As illustrated in FIG. 1, a stationary main controller, and 6 mobile nodes (robots) are connected to form an ad hoc network. Robots 1, 2, 3 and 4 are within the transmission range of the main controller (denoted by a circle), while robots 5and 6 are outside its transmission range. This doesn't necessarily mean that robots 5 and 6 have lost their communication with main controller. For example, robot 6 can still communicate with the main controller through robot 2. Here robot 2 acts as a router, transmitting packets to and from robot 6. Similarly robot 5 can transmit its packets to the main controller through robot 3 or 4. But as it can be seen, robot 2 is moving outside the transmission range of the main controller. This not only breaks the communication link between robot 2 and the main controller, but also the link between robot 6 and the main controller, as robot 2 was serving as the link between these two nodes.

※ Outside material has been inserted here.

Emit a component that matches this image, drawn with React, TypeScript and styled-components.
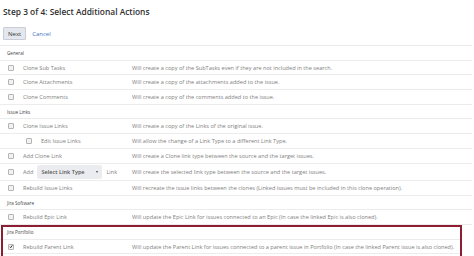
import styled, { createGlobalStyle } from "styled-components";

const GlobalStyle = createGlobalStyle`
  html, body {
    margin: 0;
    padding: 0;
    background: #ffffff;
  }
  body {
    font-family: "Open Sans", "Noto Sans", sans-serif;
    color: #333333;
  }
`;

const Page = styled.div`
  box-sizing: border-box;
  width: 474px;
  height: 256px;
  overflow: hidden;
  padding: 4px 0 0 0;
`;

const Title = styled.h1`
  margin: 0 0 0 3px;
  font-size: 8.4px;
  line-height: 16px;
  font-weight: 600;
  color: #2f2f2f;
`;

const Actions = styled.div`
  display: flex;
  align-items: center;
  gap: 6px;
  margin: 7px 0 5px 3px;
`;

const Button = styled.button`
  box-sizing: border-box;
  height: 13px;
  padding: 0 4px;
  font-family: inherit;
  font-size: 6px;
  color: #333333;
  background: #e4e8ee;
  border: 1px solid #c9ced6;
  border-radius: 1px;
`;

const LinkButton = styled.span`
  font-size: 6px;
  color: #3b73c4;
`;

const Table = styled.div`
  width: 472px;
  border-top: 1px solid #ececec;
`;

const SectionRow = styled.div`
  box-sizing: border-box;
  height: 14.7px;
  display: flex;
  align-items: center;
  padding-left: 7px;
  font-size: 4.6px;
  color: #444444;
  border-bottom: 1px solid #ececec;
`;

const Row = styled.div<{ $tall?: boolean }>`
  box-sizing: border-box;
  height: ${({ $tall }) => ($tall ? "17.5px" : "14.7px")};
  display: grid;
  grid-template-columns: 132px 1fr;
  align-items: center;
  border-bottom: 1px solid #ececec;
  font-size: 5.6px;
  color: #808080;
  white-space: nowrap;
`;

const Label = styled.div<{ $indent?: boolean }>`
  display: flex;
  align-items: center;
  gap: 9px;
  padding-left: ${({ $indent }) => ($indent ? "26px" : "8px")};
`;

const Box = styled.span<{ $checked?: boolean }>`
  box-sizing: border-box;
  width: 6px;
  height: 6px;
  border: 1px solid #b4b4b4;
  border-radius: 1px;
  background: #f2f2f2;
  display: inline-flex;
  align-items: center;
  justify-content: center;
`;

const Select = styled.span`
  display: inline-flex;
  align-items: center;
  justify-content: space-between;
  box-sizing: border-box;
  width: 65px;
  height: 14px;
  padding: 0 4px;
  margin-left: -5px;
  background: #ebecf0;
  border-radius: 2px;
  font-weight: 600;
  color: #555555;
`;

const Caret = styled.span`
  width: 0;
  height: 0;
  border-left: 1.5px solid transparent;
  border-right: 1.5px solid transparent;
  border-top: 2px solid #444444;
`;

const Suffix = styled.span`
  margin-left: -5px;
`;

const Description = styled.div`
  overflow: visible;
`;

/* red annotation frame drawn over the group so the rows keep their columns */
const Highlight = styled.div`
  position: relative;
  width: 462px;

  &::after {
    content: "";
    position: absolute;
    inset: 0 0 -8px 1px;
    border: 2px solid #8c1d32;
    pointer-events: none;
  }
`;

function Checkbox({ checked }: { checked?: boolean }) {
  return (
    <Box $checked={checked}>
      {checked && (
        <svg width="5" height="5" viewBox="0 0 10 10">
          <path d="M2 5.5 L4.2 8 L8.5 2" fill="none" stroke="#222" strokeWidth="2.2" />
        </svg>
      )}
    </Box>
  );
}

type Item = { label: string; desc: string; indent?: boolean };

const general: Item[] = [
  { label: "Clone Sub Tasks", desc: "Will create a copy of the SubTasks even if they are not included in the search." },
  { label: "Clone Attachments", desc: "Will create a copy of the attachments added to the issue." },
  { label: "Clone Comments", desc: "Will create a copy of the comments added to the issue." },
];

const links: Item[] = [
  { label: "Clone Issue Links", desc: "Will create a copy of the Links of the original issue." },
  { label: "Edit Issue Links", desc: "Will allow the change of a Link Type to a different Link Type.", indent: true },
  { label: "Add Clone Link", desc: "Will create a Clone link type between the source and the target issues." },
];

function OptionRow({ item, checked }: { item: Item; checked?: boolean }) {
  return (
    <Row>
      <Label $indent={item.indent}>
        <Checkbox checked={checked} />
        {item.label}
      </Label>
      <Description>{item.desc}</Description>
    </Row>
  );
}

export default function App() {
  return (
    <Page>
      <GlobalStyle />
      <Title>Step 3 of 4: Select Additional Actions</Title>
      <Actions>
        <Button>Next</Button>
        <LinkButton>Cancel</LinkButton>
      </Actions>
      <Table>
        <SectionRow>General</SectionRow>
        {general.map((g) => (
          <OptionRow key={g.label} item={g} />
        ))}
        <SectionRow>Issue Links</SectionRow>
        {links.map((g) => (
          <OptionRow key={g.label} item={g} />
        ))}
        <Row $tall>
          <Label>
            <Checkbox />
            Add
            <Select>
              Select Link Type
              <Caret />
            </Select>
            <Suffix>Link</Suffix>
          </Label>
          <Description>Will create the selected link type between the source and the target issues.</Description>
        </Row>
        <OptionRow
          item={{
            label: "Rebuild Issue Links",
            desc: "Will recreate the issue links between the clones (Linked issues must be included in this clone operation).",
          }}
        />
        <SectionRow>Jira Software</SectionRow>
        <OptionRow
          item={{
            label: "Rebuild Epic Link",
            desc: "Will update the Epic Link for issues connected to an Epic (In case the linked Epic is also cloned).",
          }}
        />
        <Highlight>
          <SectionRow>Jira Portfolio</SectionRow>
          <OptionRow
            checked
            item={{
              label: "Rebuild Parent Link",
              desc: "Will update the Parent Link for issues connected to a parent issue in Portfolio (In case the linked Parent issue is also cloned).",
            }}
          />
        </Highlight>
      </Table>
    </Page>
  );
}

None of the existing routing protocols current known in the art address this issue as illustrated and described with reference to FIG. 1. None of the prior art routing protocols is able to ensure that in addition to the existing demands of ad hoc networks such as node mobility, link stability, energy efficiency and reduced routing overhead, that the requirement for node connectivity is satisfied.
Accordingly, what is needed in the art is a system and method that is effective in assuring node connectivity in an ad hoc network.
However, in view of the prior art considered as a whole at the time the present invention was made, it was not obvious to those of ordinary skill in the pertinent art how the identified need could be fulfilled.